Ilustración: María Luisa Hodgson

Le pido perdón a Pepe Dámaso. La escultura a Fernando Pessoa en la Capital tinerfeña y alguna que otra obra suya levantaron un muro en torno a su producción artística. Es lo que tiene la ignorancia, juzgar el todo por una parte. Mea culpa. Cómo nos gusta etiquetar, calificar sin rigor. El caso es que fascina su serie Héroes Atlánticos (1983). La descubrí en TEA, en la exposición que celebra los 175 años de la fundación de la Real Academia Canaria de Bellas Artes de San Miguel Arcángel, bajo el lema Narrativas del arte. Acto II (1900-2024).

El grato encuentro con el artista agaetero fue el inicio de una sesión de complacencias estéticas, como el magnífico cuadro XXL de Pedro González (Sin título, 1986) que preside la primera sala de la Muestra. Apresa la figuración expresionista, la carga dramática de los monigotes apiñados alrededor de la novia. Desconcertante foto de familia y un caballo montado que animaliza aún más la escena. Cerca, Francisco Borges Salas presenta un torso masculino (1950) con rostro sufriente, hijo, quién no, de la exuberante Maternidad del Parque García Sanabria.
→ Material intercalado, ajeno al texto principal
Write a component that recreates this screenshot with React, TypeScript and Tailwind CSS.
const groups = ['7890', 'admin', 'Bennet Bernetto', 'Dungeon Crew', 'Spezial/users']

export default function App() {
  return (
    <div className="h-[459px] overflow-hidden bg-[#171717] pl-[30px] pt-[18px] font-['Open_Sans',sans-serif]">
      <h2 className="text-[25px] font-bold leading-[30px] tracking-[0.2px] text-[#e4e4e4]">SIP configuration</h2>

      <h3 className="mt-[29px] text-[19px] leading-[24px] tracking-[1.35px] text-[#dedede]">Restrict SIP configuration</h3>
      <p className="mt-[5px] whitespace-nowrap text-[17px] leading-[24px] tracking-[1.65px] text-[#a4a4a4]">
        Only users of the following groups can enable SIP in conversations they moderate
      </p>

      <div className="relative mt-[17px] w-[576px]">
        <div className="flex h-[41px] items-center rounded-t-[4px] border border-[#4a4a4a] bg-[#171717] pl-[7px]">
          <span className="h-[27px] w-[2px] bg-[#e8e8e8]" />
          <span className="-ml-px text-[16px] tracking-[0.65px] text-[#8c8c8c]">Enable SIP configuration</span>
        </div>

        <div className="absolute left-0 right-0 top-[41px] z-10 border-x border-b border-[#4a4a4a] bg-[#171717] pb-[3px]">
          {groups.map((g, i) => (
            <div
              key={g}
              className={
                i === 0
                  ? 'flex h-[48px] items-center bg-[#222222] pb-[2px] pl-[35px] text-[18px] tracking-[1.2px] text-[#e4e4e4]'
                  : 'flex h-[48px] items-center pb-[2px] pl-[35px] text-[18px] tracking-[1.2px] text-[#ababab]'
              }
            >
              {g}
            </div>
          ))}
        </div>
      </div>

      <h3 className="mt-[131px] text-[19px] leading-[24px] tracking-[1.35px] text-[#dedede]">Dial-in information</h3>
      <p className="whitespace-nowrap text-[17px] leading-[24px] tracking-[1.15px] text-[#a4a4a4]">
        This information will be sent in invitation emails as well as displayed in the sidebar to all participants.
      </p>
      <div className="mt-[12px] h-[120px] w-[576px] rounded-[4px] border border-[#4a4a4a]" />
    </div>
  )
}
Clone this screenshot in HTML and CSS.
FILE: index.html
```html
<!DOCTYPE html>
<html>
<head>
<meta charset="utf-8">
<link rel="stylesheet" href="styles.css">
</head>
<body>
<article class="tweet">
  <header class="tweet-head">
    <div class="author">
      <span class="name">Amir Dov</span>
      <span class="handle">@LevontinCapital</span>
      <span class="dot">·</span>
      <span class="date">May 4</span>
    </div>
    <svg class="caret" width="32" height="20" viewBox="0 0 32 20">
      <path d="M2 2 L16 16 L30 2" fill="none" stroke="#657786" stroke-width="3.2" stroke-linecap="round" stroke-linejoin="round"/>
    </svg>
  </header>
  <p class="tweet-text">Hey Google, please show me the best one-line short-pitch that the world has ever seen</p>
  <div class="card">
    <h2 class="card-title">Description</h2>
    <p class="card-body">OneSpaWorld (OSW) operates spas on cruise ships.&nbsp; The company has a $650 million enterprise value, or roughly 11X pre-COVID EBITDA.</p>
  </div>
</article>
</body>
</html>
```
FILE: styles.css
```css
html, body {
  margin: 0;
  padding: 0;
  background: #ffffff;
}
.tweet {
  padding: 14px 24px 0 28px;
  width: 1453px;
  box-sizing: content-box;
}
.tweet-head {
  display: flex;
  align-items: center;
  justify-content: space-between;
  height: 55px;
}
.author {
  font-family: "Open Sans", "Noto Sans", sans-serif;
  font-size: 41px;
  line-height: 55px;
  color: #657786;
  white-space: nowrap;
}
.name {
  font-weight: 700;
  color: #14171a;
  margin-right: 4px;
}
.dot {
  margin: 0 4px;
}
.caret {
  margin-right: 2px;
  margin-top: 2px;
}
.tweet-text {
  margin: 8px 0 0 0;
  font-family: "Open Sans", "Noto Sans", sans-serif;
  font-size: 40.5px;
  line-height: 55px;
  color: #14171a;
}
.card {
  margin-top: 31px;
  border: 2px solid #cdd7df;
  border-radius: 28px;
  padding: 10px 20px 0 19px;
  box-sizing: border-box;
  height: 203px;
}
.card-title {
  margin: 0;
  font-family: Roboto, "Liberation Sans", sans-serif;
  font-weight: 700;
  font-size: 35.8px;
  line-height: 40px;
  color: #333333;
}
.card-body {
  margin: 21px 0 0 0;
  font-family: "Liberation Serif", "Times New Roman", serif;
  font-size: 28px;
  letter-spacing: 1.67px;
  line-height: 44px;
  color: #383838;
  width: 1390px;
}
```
Hacía tiempo de la menuda y querida Maribel Nazco. Un gran collage metálico asoma (1974) sinuoso. Abraza, paradoja, la fría aleación. Ganas de colgar su desnudo. Será pronto junto a los pingüinos encasillados de Ruiz Ruiz y el caminante sobre el mar de nubes de Friedrich. Sentimiento, creación, paisaje. Es la Ofrenda (1964) de María Belén Morales, los Juguetes del tiempo (2009) de Ernesto Valcárcel o la arena y pigmentos en madera marina (2006) de Ildefonso Aguilar. Este martes próximo volaré de nuevo, Dios mediante, a Lanzarote para llenarme de negro, blanco, bermejo y bronce. Es la espiral de Chirino que está en las olas, en el viento y en el hierro forjado (Aeróvoro, 1972). También en el hierro pintado de Antonio Patallo (Sin título, 2011-2012).
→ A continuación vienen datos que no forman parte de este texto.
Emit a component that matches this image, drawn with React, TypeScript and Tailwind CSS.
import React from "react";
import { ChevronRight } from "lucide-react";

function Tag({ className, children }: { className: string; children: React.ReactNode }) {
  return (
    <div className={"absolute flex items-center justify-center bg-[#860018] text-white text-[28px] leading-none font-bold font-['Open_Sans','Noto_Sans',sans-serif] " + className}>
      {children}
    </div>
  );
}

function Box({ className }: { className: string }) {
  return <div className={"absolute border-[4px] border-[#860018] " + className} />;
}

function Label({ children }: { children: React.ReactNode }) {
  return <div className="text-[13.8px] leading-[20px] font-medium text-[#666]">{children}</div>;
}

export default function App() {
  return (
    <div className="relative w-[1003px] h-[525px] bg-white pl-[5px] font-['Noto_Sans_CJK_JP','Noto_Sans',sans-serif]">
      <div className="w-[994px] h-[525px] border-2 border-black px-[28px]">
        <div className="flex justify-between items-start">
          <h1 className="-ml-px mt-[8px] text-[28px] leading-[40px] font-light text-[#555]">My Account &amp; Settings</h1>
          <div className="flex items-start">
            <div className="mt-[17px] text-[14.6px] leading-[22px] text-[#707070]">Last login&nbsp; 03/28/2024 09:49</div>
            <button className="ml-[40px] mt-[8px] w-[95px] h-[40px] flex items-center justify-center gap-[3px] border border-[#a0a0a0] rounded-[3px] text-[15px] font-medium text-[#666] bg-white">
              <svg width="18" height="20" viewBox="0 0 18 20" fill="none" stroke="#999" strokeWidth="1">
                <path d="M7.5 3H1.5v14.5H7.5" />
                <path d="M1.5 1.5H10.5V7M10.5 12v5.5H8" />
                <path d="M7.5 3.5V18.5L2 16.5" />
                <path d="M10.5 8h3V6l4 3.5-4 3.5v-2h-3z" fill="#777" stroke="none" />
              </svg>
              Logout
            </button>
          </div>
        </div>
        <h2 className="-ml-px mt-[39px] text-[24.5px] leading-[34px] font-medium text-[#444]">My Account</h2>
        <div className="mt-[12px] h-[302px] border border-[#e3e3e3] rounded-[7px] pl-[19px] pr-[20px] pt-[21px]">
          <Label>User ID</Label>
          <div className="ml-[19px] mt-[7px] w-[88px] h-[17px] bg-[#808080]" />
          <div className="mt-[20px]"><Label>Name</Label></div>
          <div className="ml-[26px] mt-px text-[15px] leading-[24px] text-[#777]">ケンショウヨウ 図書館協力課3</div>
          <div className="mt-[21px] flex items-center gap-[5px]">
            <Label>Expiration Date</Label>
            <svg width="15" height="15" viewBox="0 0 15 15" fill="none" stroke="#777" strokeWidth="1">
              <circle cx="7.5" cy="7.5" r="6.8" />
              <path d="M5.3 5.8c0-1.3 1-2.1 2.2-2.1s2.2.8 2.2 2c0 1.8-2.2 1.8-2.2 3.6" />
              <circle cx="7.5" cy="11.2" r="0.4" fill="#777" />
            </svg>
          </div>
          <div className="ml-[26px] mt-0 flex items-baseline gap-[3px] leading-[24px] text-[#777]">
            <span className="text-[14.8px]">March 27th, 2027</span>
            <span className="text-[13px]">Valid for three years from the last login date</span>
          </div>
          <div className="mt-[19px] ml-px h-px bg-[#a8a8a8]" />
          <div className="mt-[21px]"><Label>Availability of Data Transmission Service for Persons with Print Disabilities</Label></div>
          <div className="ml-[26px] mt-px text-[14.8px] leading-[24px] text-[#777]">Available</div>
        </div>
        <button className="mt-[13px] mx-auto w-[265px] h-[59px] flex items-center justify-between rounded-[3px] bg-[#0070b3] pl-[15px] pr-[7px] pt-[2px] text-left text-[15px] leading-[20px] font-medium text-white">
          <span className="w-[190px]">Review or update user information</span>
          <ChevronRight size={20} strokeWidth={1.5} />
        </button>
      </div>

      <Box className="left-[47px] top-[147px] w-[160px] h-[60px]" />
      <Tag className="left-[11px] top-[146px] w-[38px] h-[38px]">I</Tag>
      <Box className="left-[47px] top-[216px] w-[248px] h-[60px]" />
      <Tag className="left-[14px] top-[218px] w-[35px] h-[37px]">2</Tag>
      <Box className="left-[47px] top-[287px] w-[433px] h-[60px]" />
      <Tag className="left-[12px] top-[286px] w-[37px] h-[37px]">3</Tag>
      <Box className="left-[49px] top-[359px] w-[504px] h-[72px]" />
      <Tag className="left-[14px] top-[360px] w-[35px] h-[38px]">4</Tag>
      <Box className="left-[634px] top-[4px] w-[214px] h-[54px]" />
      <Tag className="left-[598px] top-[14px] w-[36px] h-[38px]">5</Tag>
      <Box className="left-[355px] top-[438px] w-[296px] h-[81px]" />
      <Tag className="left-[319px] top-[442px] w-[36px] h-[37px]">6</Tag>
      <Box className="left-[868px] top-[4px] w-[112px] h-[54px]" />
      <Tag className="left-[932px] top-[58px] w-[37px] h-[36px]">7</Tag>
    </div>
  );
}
De Enrique Lite respiraba cuatro cuadritos y sus apariciones en Gaceta Semanal de las Artes (1954-1968), páginas culturales del desaparecido vespertino tinerfeño La Tarde. Ahora, en cambio, un gran formato sin título (1971) grita con fuerza. Caras abstractas en la vanguardia existencialista comprometida con una crítica ilustrada que ya no existe. Absorto ante él. Y ante el popurrí de lienzos de Elena Lecuona, Rafael Delgado, Cristino de Vera, Pedro de Guezala, Pepa Izquierdo, Lola del Castillo, Vicki Penfold, Martín González, López Ruiz… Puertas plásticas, hechizadas, comunicantes.
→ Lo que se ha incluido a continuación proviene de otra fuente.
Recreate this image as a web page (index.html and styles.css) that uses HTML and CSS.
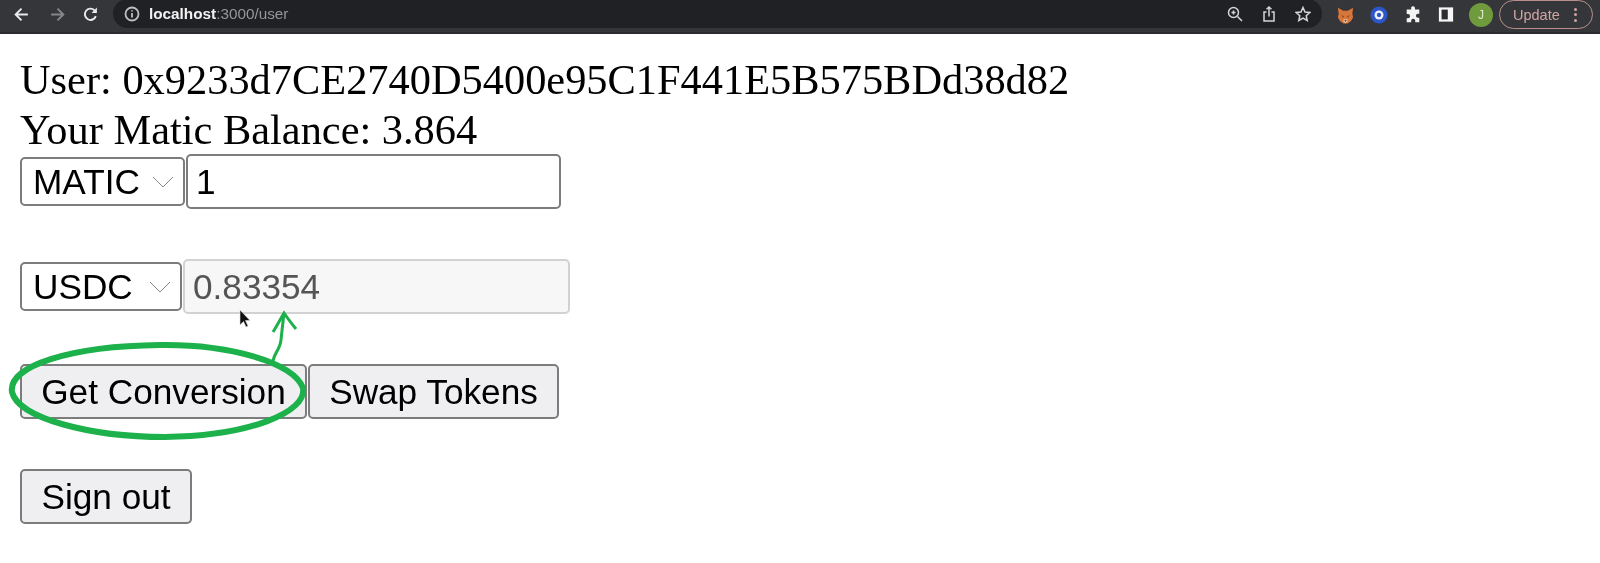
FILE: index.html
```html
<!DOCTYPE html>
<html lang="en">
<head>
  <meta charset="UTF-8">
  <title>localhost:3000/user</title>
  <link rel="stylesheet" href="styles.css">
</head>
<body>
  <header class="toolbar">
    <svg class="tb-icon back" viewBox="0 0 16 16"><path d="M14 8H2.500M8 2.500 2.500 8 8 13.500"/></svg>
    <svg class="tb-icon forward" viewBox="0 0 16 16"><path d="M2 8h11.500M8 2.500 13.500 8 8 13.500"/></svg>
    <svg class="tb-icon reload" viewBox="0 0 16 16"><path d="M13 9.500A5.300 5.300 0 1 1 11.700 4"/><path class="solid" d="M14 1.500v5H9z"/></svg>
    <div class="omnibox">
      <svg class="info" viewBox="0 0 16 16"><circle cx="8" cy="8" r="6.500"/><path d="M8 7v4.500M8 4.200v1.400"/></svg>
      <div class="url"><b>localhost</b>:3000/user</div>
      <svg class="omni-icon" viewBox="0 0 16 16"><circle cx="6.500" cy="6.500" r="5"/><path d="M10.500 10.500 15 15M4.500 6.500h4M6.500 4.500v4"/></svg>
      <svg class="omni-icon" viewBox="0 0 16 16"><path d="M5.500 6H3v9h10V6h-2.500M8 10.500V1M5.500 3.200 8 1l2.500 2.200"/></svg>
      <svg class="omni-icon" viewBox="0 0 16 16"><path d="M8 1.500 10 6l4.800.5-3.600 3.200 1 4.800L8 12l-4.200 2.500 1-4.800L1.200 6.500 6 6z"/></svg>
    </div>
    <svg class="ext fox" viewBox="0 0 20 20">
      <path fill="#d8763a" d="M1 1l6.500 3.500h5L19 1l-1 7 1 4-2.500 4.500-4 3h-5l-4-3L1 12l1-4z"/>
      <path fill="#8a4f2a" d="M5 9.500l3.500 1.500L7 13zM15 9.500 11.500 11 13 13z"/>
      <path fill="#efc9a4" d="M8 14l2 1 2-1 .5 3-2.500 2-2.500-2z"/>
      <path fill="#4a3428" d="M8.500 15.500h3L10 17.500z"/>
    </svg>
    <svg class="ext ring" viewBox="0 0 20 20"><circle cx="10" cy="10" r="9.500" fill="#2c55c8"/><circle cx="10" cy="10" r="5" fill="#eef1fa"/><circle cx="10" cy="10" r="2.400" fill="#2c55c8"/></svg>
    <svg class="ext puzzle" viewBox="0 0 20 20"><path fill="#f3f3f3" d="M8 1.500a2.200 2.200 0 0 1 4.200 1V4H17v4.500h-1.500a2.200 2.200 0 0 0 0 4.500H17V18h-4.500v-1.500a2.200 2.200 0 0 0-4.500 0V18H3v-4.500h1.500a2.200 2.200 0 0 0 0-4.500H3V4h5z"/></svg>
    <svg class="ext panel" viewBox="0 0 18 18"><path fill="#f6f6f6" d="M1 1h16v16H1z"/><path fill="#2c2d30" d="M4 3.500h7v11H4z"/></svg>
    <div class="avatar">J</div>
    <div class="update">
      <span>Update</span>
      <span class="dots"><i></i><i></i><i></i></span>
    </div>
  </header>

  <main class="page">
    <div class="info-line">User: 0x9233d7CE2740D5400e95C1F441E5B575BDd38d82</div>
    <div class="info-line">Your Matic Balance: 3.864</div>

    <div class="row">
      <select class="token token-from"><option>MATIC</option></select>
      <input class="amount" value="1">
    </div>
    <div class="row">
      <select class="token token-to"><option>USDC</option></select>
      <input class="amount amount-out" value="0.83354" disabled>
    </div>
    <div class="row">
      <button class="btn btn-convert">Get Conversion</button>
      <button class="btn btn-swap">Swap Tokens</button>
    </div>
    <div class="row">
      <button class="btn btn-signout">Sign out</button>
    </div>
  </main>

  <svg class="ink" viewBox="0 0 1600 563">
    <path d="M160 345C228 344 293 362 303 388C307 412 250 436 165 437C90 437 18 418 12 392C8 366 70 346 160 345Z"/>
    <path class="thin" d="M273 361C274 353 280 350 281 340C282 330 283 322 284 313M273 332C277 326 281 318 284 313C288 319 292 324 296 329"/>
    <path class="cursor" d="M240 310V325L243.500 321.500 246 327 248 326 245.500 320.500H250Z"/>
  </svg>
</body>
</html>
```

FILE: styles.css
```css
html, body { margin:0; padding:0; }
body { position:relative; height:563px; overflow:hidden; background:white; color:black; }

/* the reference is a video frame, everything is a bit soft */
.toolbar, .page { filter:blur(.4px); }

.toolbar {
  display:flex; align-items:flex-start; height:34px; box-sizing:border-box;
  background:#35363a; border-bottom:2px solid #2a2b2e;
}
.tb-icon { width:17px; height:17px; margin-top:6px; fill:none; stroke:#e8eaed; stroke-width:1.8; }
.tb-icon .solid { fill:#e8eaed; stroke:none; }
.back { margin-left:13px; }
.forward { margin-left:19px; stroke:#85868a; }
.reload { margin-left:16px; }

.omnibox {
  display:flex; align-items:center; width:1209px; height:29px; margin:-1px 0 0 14px; padding-top:1px;
  box-sizing:border-box; background:#202124; border-radius:15px;
}
.info { width:16px; height:16px; margin-left:11px; fill:none; stroke:#bdbec2; stroke-width:1.8; }
.url { flex:1; margin-left:9px; font:15.300px "Liberation Sans", sans-serif; color:#96979b; }
.url b { color:#f1f1f3; }
.omni-icon { width:16px; height:16px; margin-right:18px; fill:none; stroke:#d4d5d8; stroke-width:1.5; }
.omni-icon:last-child { margin-right:11px; }

.ext { flex:none; margin-top:6px; width:18px; height:18px; }
.fox { margin:7px 0 0 15px; width:17px; height:17px; }
.ring { margin-left:16px; }
.puzzle { margin-left:16px; }
.panel { margin-left:16px; width:16px; height:17px; }
.avatar {
  width:24px; height:24px; margin:3px 0 0 15px; border-radius:50%;
  background:#6f9b3c; color:#dfe8cf; text-align:center;
  font:12px/24px "Liberation Sans", sans-serif;
}
.update {
  display:flex; align-items:center; box-sizing:border-box;
  width:94px; height:29px; margin-left:6px; padding-left:13px;
  border:1.500px solid #b98f8c; border-radius:15px; color:#d0a5a3;
  font:14.500px "Liberation Sans", sans-serif;
}
.dots { display:flex; flex-direction:column; gap:2.500px; margin-left:14px; }
.dots i { width:3px; height:3px; border-radius:50%; background:#d0a5a3; }

.page { padding:21px 0 0 20px; font-family:"Liberation Serif", serif; font-size:42.400px; }
.info-line { line-height:49.500px; white-space:nowrap; }

.row { display:flex; align-items:center; gap:1px; margin-bottom:50px; height:55px; }

.token, .amount, .btn {
  box-sizing:border-box; margin:0; font-family:"Liberation Sans", sans-serif; font-size:35.200px;
  border:2.500px solid #7c7c7c; border-radius:5px; color:black;
}
.token {
  appearance:none; height:49px; padding-left:11px; background:white;
  background-image:url("data:image/svg+xml,%3Csvg xmlns='http://www.w3.org/2000/svg' width='22' height='12'%3E%3Cpath d='M1 1l10 10L21 1' fill='none' stroke='%23888' stroke-width='1'/%3E%3C/svg%3E");
  background-repeat:no-repeat; background-position:right 9px center;
}
.token-from { width:165px; }
.token-to { width:162px; }
.amount { width:375px; height:55px; padding:0 8px; background:white; }
.amount-out { width:387px; background:#f7f7f7; color:#555; border-color:#d2d2d2; }

.btn { height:55px; padding:0 16px; background:#efeff1; }
.btn-convert { width:287px; }
.btn-swap { width:251px; }
.btn-signout { width:172px; }

.ink { position:absolute; left:0; top:0; width:1600px; height:563px; fill:none; stroke:#1db14b; stroke-width:6; pointer-events:none; }
.ink .thin { stroke-width:3; }
.ink .cursor { fill:#111; stroke:#ddd; stroke-width:.6; }
```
De repente, Una visión de la Atlántida (1986) de Gonzalo González. Azul, naranja, azul, rojo, azul en ángulo recto. Prometeo (Juan Bordes Caballero, 1980), en éxtasis. La isla mítica no desapareció en la noche, existe en TEA.

En el Camino Largo de La Laguna una de las cuatro viviendas de Rubens Henríquez (1962) pide paso. Al igual que la Casa Vargas Gold (1959-1960) de Luis Cabrera, la Agrupación Frontera de Ten-Bel (1970-1974) de Javier Díaz-Llanos y Vicente Saavedra (¡ay!), la sede del Polígono de Granadilla (1999) de Maribel Correa y Diego Estévez, la curva (1999) de Fernando Menis (y Dulce Xerach), los arcos del Edificio Terminal de Los Rodeos (2002) de Antonio Corona, Taqui Martínez y Arsenio Pérez Amaral, el pequeño jardín de Virgilio Gutiérrez (2019) y los chamizos de Juan Gopar. El artista conejero resume nuestra mejor arquitectura, esa “pensada para la gente, como una playa pública y de nadie, íntima y colectiva, que diga lo que está pasando, que haga preguntas”.

Cerca de los retratos de Poldo Cebrián y de las orillas de Juan José Gil despunta la cordillera de Anaga fotografiada por Efraín Pintos (2024). El paisaje totémico de su infancia nos pertenece. La durmiente que enamoraba a Rafael Zurita, el último telegrafista, embelesa a Nivaria.